Which lines hold the word "What"? Show each of them.

**The input:**
↓↓↓

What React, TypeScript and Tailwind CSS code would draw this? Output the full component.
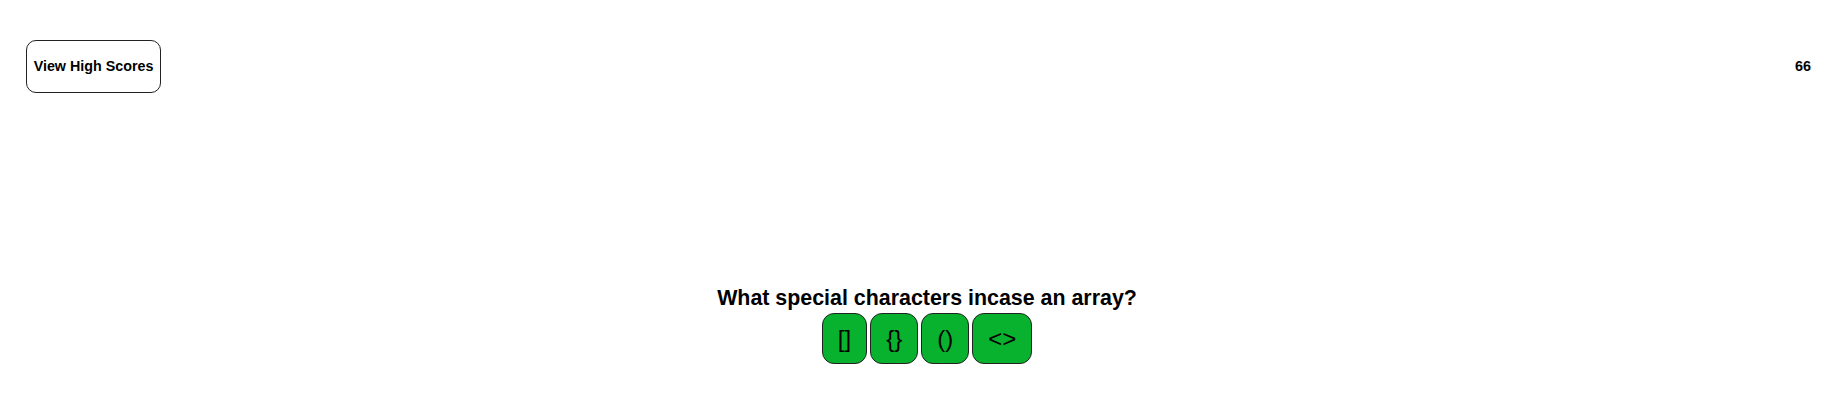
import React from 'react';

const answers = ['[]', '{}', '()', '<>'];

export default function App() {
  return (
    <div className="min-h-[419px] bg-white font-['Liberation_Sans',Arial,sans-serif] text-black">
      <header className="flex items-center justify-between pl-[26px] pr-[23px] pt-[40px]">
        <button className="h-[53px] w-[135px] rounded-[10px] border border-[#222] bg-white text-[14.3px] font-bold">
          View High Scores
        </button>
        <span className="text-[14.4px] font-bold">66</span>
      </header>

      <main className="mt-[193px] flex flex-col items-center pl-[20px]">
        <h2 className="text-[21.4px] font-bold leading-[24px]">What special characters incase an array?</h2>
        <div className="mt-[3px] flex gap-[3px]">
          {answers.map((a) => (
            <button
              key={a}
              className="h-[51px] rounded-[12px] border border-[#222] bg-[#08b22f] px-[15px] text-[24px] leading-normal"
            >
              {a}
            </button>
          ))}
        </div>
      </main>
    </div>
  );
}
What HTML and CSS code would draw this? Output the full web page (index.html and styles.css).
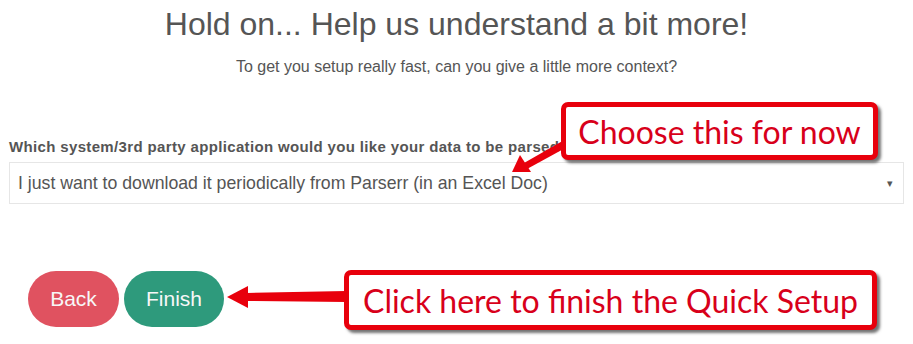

↑↑↑
↓↓↓

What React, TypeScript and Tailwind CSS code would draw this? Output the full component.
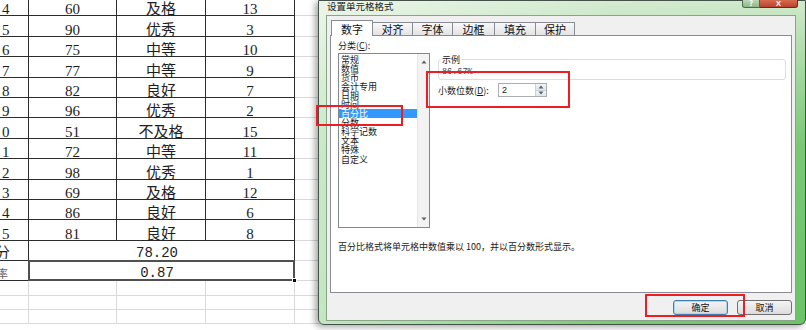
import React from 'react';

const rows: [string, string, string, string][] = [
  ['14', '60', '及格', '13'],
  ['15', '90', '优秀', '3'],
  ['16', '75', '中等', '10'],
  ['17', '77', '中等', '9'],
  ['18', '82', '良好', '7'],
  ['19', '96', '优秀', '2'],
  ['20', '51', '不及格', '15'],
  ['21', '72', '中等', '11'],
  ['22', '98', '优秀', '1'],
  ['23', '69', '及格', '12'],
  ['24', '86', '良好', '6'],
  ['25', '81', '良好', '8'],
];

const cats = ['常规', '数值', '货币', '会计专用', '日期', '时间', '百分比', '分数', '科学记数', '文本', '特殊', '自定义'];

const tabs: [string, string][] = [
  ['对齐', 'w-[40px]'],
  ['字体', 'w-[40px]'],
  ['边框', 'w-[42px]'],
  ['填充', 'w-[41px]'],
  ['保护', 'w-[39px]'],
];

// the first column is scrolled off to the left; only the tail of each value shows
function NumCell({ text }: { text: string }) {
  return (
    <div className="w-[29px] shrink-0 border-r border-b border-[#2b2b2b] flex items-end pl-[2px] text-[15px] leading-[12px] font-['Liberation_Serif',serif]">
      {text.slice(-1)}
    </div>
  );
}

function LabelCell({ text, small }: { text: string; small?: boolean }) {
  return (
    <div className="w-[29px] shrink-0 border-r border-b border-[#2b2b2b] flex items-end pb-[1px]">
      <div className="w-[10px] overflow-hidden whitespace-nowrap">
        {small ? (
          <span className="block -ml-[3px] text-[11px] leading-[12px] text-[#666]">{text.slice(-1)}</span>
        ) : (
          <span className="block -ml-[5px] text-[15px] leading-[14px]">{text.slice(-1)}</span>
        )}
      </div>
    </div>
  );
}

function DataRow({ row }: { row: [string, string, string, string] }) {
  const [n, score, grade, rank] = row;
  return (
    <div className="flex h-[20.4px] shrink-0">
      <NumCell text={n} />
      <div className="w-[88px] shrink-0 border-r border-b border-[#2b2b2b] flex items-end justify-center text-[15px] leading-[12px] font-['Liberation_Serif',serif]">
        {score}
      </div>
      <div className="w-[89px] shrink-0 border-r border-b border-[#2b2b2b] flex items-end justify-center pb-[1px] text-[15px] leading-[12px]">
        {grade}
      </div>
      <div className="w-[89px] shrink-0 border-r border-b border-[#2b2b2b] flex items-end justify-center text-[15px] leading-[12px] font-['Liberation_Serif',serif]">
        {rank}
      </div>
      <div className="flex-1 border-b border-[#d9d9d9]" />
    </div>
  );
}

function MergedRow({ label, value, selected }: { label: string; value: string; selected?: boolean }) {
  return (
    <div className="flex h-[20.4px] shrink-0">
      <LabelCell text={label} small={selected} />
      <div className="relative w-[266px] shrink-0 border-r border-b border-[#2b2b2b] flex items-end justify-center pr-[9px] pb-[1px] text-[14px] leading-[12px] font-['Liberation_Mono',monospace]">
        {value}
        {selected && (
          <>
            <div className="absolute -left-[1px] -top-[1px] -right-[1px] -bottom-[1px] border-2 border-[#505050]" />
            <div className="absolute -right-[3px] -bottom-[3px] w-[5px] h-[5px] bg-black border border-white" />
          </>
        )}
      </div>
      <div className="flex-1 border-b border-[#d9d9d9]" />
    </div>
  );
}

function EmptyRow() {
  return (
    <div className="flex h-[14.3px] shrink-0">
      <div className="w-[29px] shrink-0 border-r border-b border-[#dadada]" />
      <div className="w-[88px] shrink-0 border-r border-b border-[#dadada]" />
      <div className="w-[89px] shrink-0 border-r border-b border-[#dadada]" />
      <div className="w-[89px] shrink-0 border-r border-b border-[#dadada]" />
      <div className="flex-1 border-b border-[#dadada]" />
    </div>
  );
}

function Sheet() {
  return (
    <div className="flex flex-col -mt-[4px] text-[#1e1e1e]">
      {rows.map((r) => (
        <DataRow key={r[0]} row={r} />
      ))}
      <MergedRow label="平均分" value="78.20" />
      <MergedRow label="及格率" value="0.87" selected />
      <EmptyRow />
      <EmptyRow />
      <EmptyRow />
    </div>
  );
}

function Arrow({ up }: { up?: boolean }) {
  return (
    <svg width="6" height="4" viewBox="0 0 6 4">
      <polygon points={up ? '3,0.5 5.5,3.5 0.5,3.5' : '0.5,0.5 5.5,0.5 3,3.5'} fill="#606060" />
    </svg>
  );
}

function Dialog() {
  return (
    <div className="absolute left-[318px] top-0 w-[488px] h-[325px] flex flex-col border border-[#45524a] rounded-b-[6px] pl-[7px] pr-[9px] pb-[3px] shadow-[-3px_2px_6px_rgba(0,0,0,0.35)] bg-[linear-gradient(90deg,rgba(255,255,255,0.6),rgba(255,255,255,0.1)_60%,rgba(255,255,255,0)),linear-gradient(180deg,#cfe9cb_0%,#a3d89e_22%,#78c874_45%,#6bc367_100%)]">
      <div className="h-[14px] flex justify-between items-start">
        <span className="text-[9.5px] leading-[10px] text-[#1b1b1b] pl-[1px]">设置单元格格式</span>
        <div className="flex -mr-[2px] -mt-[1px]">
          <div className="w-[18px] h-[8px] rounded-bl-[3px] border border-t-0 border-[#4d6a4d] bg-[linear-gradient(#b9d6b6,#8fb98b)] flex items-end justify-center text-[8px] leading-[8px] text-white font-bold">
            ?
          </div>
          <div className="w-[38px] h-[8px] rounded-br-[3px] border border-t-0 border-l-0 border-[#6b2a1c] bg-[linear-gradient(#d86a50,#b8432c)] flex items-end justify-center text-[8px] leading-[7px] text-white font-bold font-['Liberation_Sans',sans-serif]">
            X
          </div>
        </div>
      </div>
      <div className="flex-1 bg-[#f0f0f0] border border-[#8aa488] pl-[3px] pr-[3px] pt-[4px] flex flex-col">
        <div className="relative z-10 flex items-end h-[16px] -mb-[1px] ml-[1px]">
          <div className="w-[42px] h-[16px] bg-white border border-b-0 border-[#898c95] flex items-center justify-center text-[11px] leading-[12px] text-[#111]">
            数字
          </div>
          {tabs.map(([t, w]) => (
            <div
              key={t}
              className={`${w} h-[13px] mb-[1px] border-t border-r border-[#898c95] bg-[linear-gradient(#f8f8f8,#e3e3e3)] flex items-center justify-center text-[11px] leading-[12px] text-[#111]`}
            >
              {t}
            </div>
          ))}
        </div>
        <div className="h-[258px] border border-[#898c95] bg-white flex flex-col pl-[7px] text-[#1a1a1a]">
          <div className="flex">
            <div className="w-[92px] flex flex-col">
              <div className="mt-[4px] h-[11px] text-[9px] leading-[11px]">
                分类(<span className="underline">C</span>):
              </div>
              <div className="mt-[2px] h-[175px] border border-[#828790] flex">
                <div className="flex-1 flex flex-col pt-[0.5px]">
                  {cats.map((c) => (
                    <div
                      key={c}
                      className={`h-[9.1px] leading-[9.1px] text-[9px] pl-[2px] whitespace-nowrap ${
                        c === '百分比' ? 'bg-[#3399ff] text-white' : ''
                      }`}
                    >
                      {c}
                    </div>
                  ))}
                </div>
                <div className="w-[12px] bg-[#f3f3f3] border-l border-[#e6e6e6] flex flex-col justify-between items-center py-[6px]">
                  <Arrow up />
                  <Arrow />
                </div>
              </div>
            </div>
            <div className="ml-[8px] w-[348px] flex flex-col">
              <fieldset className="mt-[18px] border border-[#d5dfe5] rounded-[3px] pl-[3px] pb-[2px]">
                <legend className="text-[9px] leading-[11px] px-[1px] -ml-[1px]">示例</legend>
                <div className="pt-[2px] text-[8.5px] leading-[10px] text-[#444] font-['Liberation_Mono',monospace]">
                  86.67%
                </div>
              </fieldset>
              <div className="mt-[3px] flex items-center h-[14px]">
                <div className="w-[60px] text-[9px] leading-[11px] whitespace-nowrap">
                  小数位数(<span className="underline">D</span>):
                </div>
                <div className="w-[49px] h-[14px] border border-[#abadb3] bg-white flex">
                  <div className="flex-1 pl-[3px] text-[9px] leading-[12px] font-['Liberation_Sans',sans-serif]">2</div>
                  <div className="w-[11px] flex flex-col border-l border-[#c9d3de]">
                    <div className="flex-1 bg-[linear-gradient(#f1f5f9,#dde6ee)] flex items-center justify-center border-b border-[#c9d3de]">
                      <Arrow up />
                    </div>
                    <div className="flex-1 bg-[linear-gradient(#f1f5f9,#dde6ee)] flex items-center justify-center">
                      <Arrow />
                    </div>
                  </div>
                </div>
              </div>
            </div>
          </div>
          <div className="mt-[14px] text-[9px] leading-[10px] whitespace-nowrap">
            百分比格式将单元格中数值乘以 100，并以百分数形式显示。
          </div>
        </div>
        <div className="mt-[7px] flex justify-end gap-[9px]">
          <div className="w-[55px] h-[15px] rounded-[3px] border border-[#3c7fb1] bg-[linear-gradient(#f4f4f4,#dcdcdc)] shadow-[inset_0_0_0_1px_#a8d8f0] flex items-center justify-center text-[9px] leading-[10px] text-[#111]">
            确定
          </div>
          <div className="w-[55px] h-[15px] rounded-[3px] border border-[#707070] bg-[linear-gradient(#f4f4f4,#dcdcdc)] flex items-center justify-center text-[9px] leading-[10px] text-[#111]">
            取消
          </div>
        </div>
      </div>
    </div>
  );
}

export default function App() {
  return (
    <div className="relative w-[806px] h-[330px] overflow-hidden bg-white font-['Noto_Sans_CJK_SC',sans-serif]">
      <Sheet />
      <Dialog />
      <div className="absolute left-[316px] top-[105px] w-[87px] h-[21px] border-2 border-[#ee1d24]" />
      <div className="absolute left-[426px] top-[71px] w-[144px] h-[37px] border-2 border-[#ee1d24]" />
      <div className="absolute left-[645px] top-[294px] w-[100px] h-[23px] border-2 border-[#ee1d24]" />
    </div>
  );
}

↑↑↑
↓↓↓

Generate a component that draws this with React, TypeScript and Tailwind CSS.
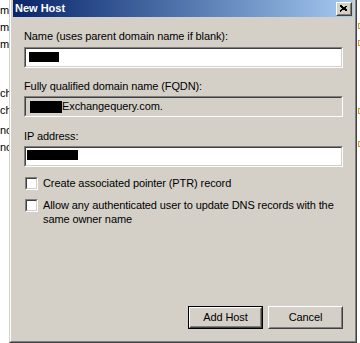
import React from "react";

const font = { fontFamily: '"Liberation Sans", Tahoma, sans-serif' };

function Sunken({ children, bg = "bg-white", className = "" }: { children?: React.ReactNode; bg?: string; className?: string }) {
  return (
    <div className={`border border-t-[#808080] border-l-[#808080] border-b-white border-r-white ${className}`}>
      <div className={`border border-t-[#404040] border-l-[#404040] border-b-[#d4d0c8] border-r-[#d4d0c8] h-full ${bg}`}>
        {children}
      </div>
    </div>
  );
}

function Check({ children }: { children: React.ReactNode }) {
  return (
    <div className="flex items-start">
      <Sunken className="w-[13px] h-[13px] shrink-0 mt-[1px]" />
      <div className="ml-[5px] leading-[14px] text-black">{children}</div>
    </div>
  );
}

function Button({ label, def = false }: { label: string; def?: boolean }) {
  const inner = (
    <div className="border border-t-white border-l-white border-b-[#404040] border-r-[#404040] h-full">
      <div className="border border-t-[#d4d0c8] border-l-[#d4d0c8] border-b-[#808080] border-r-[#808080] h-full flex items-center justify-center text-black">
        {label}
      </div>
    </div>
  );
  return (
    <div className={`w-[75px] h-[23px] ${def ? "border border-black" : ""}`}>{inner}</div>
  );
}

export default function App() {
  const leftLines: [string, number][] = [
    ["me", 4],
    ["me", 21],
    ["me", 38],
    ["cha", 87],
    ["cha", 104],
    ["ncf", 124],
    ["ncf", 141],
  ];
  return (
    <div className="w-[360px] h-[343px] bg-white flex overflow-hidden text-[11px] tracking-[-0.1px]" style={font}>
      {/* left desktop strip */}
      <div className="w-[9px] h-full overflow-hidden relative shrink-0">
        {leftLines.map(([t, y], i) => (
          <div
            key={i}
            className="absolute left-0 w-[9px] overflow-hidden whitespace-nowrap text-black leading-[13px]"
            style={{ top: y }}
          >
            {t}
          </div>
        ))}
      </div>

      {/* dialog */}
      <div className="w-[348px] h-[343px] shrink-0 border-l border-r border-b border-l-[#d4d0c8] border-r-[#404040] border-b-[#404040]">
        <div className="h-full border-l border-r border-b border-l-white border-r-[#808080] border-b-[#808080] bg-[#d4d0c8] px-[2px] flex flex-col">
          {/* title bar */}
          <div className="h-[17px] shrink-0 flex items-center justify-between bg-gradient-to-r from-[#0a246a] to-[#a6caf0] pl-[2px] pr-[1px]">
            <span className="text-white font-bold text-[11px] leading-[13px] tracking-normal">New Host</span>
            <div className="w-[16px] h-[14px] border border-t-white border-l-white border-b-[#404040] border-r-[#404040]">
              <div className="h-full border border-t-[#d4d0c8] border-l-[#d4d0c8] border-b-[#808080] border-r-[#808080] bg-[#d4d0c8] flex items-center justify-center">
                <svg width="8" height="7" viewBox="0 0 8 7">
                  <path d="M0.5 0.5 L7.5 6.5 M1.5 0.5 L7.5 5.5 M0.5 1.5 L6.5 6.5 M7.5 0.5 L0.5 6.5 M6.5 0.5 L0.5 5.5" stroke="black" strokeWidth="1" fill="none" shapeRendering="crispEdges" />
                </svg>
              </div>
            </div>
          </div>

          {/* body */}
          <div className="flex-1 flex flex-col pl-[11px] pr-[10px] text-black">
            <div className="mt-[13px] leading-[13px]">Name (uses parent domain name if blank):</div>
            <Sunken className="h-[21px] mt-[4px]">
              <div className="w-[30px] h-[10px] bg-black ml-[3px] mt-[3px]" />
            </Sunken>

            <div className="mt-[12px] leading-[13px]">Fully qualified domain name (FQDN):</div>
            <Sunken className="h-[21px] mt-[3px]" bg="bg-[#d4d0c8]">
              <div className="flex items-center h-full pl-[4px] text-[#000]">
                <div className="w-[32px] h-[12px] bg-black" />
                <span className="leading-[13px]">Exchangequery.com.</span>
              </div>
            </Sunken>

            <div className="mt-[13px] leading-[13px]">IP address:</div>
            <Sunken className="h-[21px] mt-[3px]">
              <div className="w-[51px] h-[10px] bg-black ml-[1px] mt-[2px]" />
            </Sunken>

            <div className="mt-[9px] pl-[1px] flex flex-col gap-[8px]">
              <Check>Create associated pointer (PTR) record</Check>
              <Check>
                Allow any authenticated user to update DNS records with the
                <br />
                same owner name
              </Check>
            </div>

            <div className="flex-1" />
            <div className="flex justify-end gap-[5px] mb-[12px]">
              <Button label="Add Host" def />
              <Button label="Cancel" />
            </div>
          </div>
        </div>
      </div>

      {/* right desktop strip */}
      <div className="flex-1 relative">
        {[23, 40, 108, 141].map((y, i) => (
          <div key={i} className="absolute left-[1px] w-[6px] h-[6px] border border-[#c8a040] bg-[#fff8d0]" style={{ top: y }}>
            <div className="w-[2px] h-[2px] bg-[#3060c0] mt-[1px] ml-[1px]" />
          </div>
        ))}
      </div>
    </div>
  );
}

↑↑↑

**In response:**
What React, TypeScript and Tailwind CSS code would draw this? Output the full component.
        <h2 className="text-[21.4px] font-bold leading-[24px]">What special characters incase an array?</h2>
What HTML and CSS code would draw this? Output the full web page (index.html and styles.css).
What React, TypeScript and Tailwind CSS code would draw this? Output the full component.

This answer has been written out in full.